═════ DATA LINES
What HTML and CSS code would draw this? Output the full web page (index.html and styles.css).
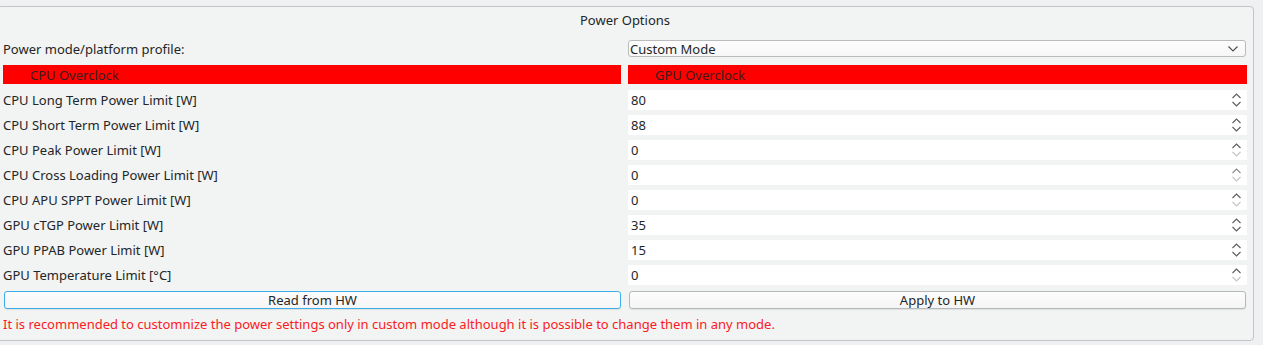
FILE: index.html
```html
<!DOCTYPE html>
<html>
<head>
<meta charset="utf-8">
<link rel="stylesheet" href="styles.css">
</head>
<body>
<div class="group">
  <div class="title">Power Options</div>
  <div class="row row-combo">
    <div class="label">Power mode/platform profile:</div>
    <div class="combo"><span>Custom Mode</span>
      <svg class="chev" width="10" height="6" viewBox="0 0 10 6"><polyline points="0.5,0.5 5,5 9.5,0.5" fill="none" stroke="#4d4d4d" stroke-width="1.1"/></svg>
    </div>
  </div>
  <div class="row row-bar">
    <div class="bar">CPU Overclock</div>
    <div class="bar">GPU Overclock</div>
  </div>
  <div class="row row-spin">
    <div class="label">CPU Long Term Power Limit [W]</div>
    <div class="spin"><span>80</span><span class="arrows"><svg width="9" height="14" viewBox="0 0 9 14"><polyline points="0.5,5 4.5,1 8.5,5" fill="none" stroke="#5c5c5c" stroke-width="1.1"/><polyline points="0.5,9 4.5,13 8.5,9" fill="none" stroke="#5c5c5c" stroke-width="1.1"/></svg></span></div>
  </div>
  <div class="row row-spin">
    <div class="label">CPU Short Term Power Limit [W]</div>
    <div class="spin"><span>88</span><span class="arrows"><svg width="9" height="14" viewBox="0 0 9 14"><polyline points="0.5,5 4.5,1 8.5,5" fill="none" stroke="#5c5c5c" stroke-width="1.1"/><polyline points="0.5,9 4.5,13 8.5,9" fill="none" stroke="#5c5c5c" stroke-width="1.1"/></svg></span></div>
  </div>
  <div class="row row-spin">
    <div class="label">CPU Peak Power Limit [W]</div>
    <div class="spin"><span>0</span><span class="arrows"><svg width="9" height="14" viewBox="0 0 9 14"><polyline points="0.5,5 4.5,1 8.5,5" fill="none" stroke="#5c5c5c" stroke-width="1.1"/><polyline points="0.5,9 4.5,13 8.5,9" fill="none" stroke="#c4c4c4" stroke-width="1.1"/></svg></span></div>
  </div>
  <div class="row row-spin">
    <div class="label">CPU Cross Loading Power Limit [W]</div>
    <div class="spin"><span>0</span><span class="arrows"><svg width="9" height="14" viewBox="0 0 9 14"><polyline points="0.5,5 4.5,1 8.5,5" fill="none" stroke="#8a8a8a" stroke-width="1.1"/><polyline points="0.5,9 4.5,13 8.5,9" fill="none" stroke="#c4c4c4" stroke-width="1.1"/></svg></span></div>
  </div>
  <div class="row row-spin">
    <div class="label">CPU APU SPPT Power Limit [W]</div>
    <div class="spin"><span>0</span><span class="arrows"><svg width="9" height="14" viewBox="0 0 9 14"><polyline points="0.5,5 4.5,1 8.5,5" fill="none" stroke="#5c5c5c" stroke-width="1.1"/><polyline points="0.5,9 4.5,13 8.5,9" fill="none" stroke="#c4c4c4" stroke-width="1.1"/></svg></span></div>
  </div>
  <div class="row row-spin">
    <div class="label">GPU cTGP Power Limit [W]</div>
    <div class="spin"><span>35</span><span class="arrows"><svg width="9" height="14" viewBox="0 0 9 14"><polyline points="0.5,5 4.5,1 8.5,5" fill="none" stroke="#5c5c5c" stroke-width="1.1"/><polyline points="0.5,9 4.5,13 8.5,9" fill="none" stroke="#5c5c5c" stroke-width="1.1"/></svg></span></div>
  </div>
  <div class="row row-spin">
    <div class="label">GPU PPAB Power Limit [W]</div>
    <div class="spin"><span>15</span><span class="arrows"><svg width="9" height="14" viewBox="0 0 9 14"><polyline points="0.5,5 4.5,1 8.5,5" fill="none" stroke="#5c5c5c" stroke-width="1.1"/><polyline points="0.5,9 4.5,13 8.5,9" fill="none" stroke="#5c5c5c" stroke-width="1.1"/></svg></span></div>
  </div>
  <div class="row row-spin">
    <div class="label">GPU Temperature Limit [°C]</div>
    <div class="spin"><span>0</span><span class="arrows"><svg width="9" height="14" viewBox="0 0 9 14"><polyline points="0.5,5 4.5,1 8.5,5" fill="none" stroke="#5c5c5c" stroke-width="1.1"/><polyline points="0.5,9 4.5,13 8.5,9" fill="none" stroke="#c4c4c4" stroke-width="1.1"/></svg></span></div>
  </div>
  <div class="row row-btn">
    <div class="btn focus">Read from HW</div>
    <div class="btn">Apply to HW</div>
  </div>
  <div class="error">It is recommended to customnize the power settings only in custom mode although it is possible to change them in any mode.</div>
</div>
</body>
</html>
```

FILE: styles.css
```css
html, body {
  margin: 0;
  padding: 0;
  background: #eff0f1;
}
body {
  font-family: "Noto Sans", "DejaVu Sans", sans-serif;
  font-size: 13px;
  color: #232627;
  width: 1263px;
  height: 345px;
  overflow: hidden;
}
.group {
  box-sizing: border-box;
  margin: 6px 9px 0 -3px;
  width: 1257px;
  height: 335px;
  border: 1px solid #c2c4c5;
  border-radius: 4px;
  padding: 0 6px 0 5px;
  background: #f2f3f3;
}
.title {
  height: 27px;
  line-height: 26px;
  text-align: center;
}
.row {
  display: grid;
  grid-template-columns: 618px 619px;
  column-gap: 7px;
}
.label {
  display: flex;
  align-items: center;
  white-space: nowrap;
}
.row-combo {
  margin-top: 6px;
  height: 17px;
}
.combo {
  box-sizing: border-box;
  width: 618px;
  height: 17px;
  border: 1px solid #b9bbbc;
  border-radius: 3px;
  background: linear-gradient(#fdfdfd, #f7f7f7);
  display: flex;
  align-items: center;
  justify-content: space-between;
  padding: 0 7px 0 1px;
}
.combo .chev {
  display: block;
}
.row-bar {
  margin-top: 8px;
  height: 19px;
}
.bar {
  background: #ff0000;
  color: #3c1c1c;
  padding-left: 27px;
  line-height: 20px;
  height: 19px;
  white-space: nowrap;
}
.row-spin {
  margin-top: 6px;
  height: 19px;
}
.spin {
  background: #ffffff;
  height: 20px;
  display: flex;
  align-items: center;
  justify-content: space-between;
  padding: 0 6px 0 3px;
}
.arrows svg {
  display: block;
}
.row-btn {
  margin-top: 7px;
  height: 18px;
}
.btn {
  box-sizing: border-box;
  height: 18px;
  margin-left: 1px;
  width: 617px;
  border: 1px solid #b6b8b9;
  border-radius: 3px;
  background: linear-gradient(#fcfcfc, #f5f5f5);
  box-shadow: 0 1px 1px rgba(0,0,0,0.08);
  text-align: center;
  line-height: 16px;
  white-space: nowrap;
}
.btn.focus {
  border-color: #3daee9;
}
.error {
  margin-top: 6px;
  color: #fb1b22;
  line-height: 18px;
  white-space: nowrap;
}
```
══════════
- [EXERCISE OBJECTIVE]:
Search the lines above for the string "styles" and copy each line that has it.

- [EXERCISE ANSWER]:
What HTML and CSS code would draw this? Output the full web page (index.html and styles.css).
<link rel="stylesheet" href="styles.css">
FILE: styles.css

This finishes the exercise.